» PROBLEM: In the data that follows, count each line holding the string "styles"; answer with the number only.

» SUPPLIED MATERIAL:

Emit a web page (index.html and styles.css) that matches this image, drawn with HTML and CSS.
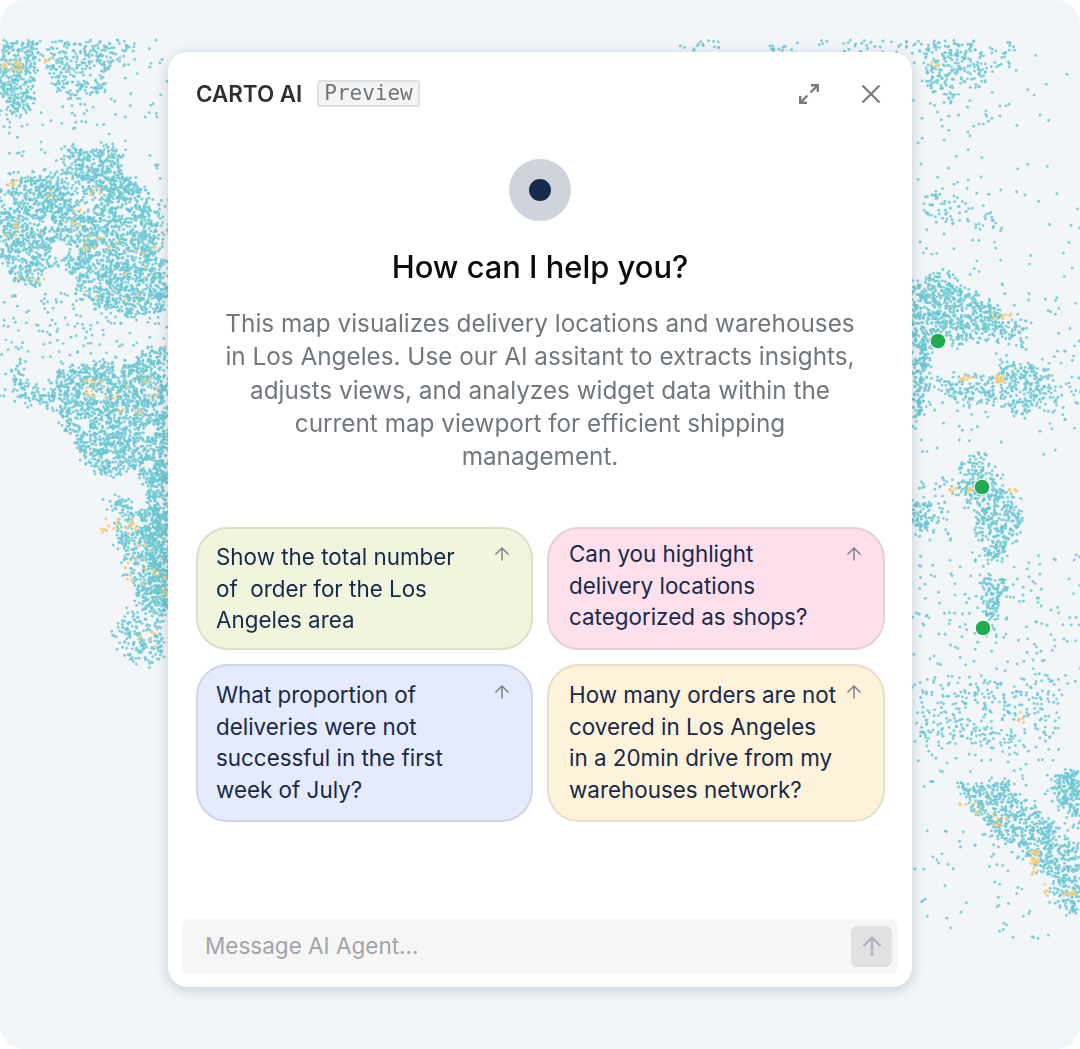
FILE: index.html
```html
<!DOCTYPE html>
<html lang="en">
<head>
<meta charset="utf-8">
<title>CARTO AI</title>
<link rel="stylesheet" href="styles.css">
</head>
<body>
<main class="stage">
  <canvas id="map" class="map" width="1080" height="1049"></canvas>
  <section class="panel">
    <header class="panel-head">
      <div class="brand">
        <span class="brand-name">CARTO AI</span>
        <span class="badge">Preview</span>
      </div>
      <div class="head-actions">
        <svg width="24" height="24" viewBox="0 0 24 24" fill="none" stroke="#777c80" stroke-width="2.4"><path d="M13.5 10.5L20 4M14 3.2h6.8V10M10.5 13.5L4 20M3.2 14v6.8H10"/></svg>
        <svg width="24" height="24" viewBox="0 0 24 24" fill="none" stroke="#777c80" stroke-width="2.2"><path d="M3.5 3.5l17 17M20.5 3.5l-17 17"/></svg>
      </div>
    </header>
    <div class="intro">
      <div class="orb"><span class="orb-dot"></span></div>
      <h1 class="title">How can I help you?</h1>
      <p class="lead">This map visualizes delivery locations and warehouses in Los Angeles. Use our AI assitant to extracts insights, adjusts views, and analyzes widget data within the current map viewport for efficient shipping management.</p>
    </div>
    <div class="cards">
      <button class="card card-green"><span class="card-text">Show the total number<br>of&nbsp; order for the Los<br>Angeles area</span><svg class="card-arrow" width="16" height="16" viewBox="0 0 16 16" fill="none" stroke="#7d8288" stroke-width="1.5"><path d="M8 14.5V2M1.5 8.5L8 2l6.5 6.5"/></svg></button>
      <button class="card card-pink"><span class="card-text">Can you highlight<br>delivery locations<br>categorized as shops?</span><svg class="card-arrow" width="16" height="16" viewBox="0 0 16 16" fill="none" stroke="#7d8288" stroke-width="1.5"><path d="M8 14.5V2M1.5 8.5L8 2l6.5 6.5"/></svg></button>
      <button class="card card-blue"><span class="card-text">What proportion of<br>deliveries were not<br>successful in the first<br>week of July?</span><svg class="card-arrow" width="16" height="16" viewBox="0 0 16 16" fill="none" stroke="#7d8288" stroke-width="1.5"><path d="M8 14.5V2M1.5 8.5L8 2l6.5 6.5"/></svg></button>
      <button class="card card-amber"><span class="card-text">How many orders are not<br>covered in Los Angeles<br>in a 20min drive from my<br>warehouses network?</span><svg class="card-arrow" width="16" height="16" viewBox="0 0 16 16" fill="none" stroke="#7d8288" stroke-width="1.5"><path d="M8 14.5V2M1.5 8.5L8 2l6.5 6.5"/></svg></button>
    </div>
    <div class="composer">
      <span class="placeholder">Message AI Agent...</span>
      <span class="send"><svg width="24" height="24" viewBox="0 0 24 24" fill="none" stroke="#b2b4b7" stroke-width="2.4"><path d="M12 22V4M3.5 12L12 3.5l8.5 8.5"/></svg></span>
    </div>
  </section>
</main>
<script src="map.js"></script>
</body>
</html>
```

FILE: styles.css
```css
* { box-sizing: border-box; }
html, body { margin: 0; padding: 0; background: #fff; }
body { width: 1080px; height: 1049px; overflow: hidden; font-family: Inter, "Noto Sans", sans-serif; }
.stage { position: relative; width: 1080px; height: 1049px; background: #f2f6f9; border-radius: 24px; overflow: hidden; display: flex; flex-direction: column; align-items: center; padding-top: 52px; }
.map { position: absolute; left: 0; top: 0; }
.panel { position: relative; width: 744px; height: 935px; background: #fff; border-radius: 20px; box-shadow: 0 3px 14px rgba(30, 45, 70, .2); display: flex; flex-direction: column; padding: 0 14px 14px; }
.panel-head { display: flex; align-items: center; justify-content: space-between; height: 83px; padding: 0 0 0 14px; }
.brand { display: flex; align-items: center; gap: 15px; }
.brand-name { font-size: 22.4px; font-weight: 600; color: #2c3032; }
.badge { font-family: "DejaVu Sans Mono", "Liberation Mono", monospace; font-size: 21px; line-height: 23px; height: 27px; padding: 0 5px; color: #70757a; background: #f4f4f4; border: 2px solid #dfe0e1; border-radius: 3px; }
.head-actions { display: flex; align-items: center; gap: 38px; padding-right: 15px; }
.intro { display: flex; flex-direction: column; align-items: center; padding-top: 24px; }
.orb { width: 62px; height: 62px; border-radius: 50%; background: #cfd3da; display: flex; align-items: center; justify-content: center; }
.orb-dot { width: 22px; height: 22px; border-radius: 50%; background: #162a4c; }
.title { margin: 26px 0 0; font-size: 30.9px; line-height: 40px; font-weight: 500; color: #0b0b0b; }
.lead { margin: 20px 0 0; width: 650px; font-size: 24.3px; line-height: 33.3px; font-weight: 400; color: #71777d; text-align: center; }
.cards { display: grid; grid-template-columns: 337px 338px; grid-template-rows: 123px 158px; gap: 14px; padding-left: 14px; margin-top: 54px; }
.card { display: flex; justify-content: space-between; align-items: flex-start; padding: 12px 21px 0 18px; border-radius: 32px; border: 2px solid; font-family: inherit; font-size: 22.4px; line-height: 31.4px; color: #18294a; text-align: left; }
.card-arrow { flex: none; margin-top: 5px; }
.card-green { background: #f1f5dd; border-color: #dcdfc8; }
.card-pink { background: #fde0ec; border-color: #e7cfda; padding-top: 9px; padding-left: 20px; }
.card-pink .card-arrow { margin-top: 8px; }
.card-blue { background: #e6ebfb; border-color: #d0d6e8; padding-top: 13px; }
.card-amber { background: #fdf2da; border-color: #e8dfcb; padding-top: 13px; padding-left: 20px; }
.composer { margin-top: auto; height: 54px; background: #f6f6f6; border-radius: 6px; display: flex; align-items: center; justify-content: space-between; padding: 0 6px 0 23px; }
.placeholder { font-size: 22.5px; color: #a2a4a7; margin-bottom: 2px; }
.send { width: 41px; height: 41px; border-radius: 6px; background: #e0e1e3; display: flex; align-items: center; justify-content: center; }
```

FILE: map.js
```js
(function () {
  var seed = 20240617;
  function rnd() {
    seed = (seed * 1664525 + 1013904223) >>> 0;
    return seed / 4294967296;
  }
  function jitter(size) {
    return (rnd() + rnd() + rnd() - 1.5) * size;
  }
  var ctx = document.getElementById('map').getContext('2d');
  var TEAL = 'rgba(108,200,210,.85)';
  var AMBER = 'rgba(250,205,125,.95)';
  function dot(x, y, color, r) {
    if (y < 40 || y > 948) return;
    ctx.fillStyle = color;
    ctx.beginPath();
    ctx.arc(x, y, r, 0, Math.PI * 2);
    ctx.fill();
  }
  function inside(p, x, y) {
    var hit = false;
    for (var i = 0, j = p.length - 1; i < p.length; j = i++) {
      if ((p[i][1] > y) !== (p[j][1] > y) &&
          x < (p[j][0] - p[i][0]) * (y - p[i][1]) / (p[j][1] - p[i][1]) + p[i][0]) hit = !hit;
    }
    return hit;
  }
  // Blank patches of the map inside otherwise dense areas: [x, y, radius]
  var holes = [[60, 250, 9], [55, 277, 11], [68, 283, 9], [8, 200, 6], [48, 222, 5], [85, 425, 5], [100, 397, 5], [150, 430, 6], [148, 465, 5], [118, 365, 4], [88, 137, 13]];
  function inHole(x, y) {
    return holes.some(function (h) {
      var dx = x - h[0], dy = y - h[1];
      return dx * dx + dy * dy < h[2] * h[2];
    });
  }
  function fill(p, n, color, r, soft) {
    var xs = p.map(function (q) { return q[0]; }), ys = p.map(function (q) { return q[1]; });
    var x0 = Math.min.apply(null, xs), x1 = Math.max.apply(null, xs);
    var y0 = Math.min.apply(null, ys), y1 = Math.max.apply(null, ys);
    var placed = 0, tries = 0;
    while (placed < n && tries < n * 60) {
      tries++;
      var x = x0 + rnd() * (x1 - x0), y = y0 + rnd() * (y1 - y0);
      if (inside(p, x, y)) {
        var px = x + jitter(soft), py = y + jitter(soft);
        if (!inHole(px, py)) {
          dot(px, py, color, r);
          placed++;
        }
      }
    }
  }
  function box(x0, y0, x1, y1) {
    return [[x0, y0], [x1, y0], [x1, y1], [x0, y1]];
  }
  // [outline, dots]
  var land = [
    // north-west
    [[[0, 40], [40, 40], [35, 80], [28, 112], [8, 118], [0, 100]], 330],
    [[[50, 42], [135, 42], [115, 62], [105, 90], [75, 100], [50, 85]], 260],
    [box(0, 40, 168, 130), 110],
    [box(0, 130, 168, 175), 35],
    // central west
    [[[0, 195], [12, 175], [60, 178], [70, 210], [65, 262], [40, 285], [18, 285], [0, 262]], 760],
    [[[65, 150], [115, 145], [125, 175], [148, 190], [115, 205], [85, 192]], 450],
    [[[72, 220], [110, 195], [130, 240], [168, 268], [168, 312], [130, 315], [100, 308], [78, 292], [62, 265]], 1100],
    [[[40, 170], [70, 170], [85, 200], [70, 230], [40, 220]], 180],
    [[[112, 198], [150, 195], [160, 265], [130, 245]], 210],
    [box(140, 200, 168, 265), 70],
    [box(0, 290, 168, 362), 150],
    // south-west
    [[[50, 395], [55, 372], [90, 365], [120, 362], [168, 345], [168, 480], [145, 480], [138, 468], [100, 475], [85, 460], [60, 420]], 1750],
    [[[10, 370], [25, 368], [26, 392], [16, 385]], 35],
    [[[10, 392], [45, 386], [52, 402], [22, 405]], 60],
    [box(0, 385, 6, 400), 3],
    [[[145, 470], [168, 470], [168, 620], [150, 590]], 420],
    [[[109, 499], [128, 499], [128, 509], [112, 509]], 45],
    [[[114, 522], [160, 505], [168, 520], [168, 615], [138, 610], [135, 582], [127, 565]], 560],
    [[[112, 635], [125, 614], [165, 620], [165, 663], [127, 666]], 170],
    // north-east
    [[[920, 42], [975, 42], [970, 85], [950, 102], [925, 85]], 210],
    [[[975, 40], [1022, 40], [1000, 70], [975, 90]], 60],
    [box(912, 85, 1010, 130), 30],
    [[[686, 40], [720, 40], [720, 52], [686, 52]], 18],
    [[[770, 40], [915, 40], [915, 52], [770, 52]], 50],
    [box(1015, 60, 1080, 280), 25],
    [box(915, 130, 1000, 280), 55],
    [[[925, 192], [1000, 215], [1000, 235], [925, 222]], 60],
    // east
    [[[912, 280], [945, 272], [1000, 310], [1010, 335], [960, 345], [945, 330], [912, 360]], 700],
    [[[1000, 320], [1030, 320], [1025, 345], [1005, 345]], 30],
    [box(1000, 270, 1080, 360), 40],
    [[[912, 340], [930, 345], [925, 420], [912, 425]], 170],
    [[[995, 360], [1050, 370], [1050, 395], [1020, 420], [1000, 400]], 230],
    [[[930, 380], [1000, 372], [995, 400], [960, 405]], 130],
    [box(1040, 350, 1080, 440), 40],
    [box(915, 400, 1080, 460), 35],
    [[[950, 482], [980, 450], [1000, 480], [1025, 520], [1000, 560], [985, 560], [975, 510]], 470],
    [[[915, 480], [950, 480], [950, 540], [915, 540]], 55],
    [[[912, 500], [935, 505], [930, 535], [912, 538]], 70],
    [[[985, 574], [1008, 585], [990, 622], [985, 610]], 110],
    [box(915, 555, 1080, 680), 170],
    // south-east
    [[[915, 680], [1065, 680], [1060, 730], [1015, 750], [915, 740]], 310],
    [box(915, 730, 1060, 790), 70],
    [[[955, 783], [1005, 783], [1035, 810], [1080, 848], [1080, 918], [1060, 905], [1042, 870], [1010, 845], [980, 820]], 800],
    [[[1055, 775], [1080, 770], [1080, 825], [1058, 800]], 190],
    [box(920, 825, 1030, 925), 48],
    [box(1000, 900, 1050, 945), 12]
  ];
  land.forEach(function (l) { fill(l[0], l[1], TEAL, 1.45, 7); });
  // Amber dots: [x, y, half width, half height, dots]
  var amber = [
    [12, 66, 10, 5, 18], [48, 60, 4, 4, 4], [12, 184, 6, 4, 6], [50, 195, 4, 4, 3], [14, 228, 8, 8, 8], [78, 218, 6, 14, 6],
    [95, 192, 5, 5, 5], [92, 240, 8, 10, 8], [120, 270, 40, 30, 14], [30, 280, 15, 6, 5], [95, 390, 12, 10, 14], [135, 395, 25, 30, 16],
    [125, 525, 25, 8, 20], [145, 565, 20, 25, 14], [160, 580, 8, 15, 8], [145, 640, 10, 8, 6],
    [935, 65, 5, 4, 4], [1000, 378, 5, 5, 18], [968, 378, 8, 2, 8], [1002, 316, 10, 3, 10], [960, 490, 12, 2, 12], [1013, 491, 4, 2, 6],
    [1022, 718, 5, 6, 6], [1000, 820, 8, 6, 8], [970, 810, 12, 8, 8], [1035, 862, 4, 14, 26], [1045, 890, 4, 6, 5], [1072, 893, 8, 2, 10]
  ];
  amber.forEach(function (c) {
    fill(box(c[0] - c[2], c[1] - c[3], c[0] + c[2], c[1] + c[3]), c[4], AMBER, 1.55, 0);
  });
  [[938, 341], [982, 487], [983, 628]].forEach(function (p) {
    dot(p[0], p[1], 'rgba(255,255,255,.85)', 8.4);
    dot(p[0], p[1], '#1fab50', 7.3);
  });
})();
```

» WRITTEN REPLY: 3